● **SET PROBLEM**
Go through the material and pull out every line with the string "React" in it.

● **EXERCISE INPUT**
- - - - - - -
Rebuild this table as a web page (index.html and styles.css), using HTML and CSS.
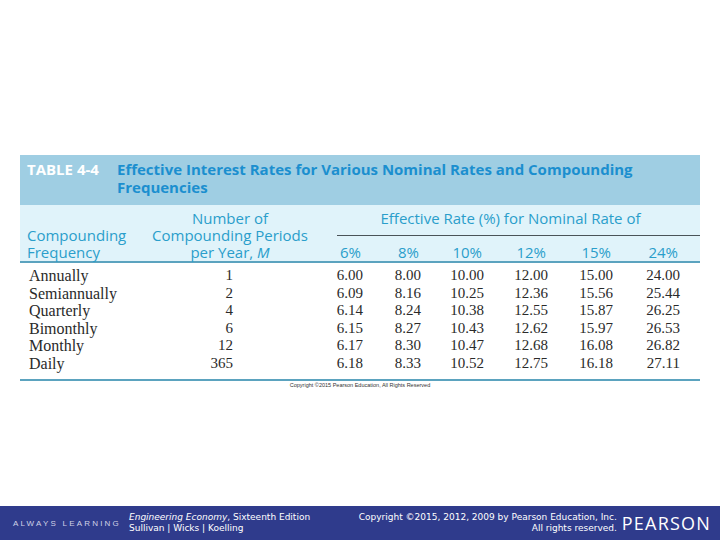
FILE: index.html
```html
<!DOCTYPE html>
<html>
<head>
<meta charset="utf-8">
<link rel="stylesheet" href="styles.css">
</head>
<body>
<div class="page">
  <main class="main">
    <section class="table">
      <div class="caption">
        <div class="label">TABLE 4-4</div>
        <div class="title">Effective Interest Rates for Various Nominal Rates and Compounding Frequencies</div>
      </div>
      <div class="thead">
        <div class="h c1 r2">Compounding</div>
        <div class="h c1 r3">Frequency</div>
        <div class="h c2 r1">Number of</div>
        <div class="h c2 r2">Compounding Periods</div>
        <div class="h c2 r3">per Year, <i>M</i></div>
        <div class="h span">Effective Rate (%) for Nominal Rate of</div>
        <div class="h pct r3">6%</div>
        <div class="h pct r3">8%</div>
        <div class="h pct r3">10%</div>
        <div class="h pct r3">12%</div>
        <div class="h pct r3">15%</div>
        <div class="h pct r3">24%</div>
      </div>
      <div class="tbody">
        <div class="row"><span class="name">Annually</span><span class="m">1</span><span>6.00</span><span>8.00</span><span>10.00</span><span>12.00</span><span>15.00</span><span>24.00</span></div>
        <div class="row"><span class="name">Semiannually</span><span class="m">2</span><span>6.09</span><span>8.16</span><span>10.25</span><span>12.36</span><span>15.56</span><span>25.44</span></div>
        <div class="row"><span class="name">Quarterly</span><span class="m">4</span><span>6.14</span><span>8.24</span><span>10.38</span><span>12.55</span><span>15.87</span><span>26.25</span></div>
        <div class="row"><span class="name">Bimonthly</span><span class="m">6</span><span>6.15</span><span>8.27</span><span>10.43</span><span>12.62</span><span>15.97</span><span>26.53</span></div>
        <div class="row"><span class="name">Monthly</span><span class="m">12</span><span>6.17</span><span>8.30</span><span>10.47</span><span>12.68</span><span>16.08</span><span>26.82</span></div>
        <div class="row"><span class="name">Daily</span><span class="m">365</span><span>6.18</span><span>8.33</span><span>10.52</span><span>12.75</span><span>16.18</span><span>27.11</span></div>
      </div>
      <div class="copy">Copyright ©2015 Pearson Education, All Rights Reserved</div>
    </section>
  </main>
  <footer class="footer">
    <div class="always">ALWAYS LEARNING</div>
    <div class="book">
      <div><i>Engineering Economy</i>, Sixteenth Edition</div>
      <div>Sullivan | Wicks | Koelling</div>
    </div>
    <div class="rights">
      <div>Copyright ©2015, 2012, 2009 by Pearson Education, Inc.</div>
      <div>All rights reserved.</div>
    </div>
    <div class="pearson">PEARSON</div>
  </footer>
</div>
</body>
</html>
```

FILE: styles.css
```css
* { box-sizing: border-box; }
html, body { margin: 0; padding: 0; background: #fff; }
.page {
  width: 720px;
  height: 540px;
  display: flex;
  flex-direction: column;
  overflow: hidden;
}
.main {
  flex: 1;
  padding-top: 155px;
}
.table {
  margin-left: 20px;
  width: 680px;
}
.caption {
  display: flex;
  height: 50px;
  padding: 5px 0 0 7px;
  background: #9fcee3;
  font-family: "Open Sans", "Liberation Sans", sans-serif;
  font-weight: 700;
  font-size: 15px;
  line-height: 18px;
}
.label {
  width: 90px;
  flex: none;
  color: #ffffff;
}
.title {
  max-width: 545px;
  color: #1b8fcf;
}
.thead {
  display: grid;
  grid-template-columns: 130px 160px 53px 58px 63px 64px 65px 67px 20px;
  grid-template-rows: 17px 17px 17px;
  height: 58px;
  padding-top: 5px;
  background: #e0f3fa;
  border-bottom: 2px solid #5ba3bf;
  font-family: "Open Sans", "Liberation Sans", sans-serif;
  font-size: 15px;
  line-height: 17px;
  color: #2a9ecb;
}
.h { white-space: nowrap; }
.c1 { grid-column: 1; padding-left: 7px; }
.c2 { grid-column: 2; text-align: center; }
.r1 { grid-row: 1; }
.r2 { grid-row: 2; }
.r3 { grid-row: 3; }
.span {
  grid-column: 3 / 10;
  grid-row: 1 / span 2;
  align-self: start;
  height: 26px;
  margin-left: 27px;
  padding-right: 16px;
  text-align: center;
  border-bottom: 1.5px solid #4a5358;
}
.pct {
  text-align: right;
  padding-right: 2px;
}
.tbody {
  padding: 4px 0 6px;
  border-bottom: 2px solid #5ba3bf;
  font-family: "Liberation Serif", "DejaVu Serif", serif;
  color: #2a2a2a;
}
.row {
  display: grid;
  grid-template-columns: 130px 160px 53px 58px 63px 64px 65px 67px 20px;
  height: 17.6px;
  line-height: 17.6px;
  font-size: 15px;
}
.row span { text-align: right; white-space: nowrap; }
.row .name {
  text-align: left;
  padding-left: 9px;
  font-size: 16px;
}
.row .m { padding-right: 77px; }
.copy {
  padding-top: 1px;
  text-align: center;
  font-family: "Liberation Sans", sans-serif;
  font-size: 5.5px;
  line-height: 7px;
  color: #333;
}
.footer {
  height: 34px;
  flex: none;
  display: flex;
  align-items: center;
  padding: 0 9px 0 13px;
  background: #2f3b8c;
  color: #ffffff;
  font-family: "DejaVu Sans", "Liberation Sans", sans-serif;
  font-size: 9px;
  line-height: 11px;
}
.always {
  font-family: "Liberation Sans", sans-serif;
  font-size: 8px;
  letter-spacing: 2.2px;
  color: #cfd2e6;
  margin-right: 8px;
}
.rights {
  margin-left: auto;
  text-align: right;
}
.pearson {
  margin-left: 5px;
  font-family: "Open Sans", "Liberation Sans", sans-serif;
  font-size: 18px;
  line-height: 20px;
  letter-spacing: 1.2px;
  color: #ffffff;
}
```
- - - - - - -
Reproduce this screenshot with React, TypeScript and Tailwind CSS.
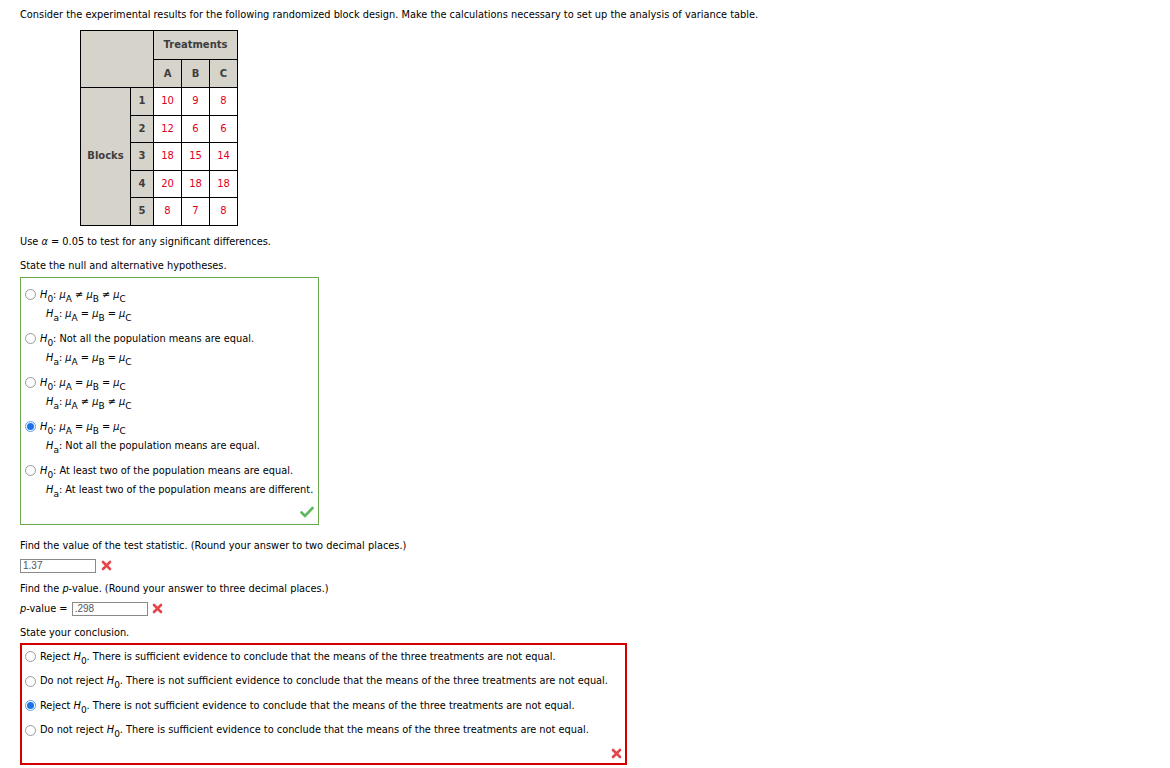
- - - - - - -
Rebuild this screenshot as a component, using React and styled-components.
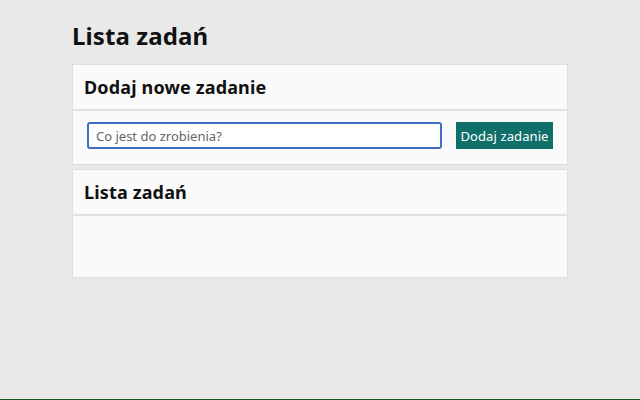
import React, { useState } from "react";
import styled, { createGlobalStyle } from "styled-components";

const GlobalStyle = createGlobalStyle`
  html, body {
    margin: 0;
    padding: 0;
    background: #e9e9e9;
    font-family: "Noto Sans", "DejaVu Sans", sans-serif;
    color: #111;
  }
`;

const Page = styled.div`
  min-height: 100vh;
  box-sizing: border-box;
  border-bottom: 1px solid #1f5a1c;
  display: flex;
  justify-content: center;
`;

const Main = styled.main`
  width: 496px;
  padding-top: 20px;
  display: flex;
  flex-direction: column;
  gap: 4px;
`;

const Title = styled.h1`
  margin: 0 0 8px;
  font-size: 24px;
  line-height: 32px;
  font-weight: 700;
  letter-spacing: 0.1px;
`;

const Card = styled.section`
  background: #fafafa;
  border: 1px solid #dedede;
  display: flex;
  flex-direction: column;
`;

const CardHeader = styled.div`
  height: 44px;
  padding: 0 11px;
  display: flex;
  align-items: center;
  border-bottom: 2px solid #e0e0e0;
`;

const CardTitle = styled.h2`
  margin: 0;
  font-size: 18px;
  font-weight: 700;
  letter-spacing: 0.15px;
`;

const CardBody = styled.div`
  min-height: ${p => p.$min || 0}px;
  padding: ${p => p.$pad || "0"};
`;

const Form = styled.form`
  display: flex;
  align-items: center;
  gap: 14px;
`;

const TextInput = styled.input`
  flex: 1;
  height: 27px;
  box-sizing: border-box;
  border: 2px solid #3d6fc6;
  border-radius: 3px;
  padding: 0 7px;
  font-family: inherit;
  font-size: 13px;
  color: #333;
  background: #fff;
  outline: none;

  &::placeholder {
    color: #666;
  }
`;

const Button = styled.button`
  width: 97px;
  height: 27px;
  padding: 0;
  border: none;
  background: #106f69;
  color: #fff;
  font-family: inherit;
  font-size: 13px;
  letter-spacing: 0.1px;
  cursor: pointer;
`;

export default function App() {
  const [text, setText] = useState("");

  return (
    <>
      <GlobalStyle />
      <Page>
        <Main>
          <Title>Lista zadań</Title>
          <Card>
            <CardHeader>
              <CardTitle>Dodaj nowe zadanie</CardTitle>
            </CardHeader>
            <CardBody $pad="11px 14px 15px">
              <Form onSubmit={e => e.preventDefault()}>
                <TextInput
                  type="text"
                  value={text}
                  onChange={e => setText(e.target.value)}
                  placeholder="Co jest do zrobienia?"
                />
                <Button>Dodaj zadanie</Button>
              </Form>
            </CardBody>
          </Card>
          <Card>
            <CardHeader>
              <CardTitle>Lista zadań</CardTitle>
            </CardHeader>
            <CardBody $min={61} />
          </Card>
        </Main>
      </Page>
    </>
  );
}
- - - - - - -
● **SOLVED PROBLEM**
Reproduce this screenshot with React, TypeScript and Tailwind CSS.
Rebuild this screenshot as a component, using React and styled-components.
import React, { useState } from "react";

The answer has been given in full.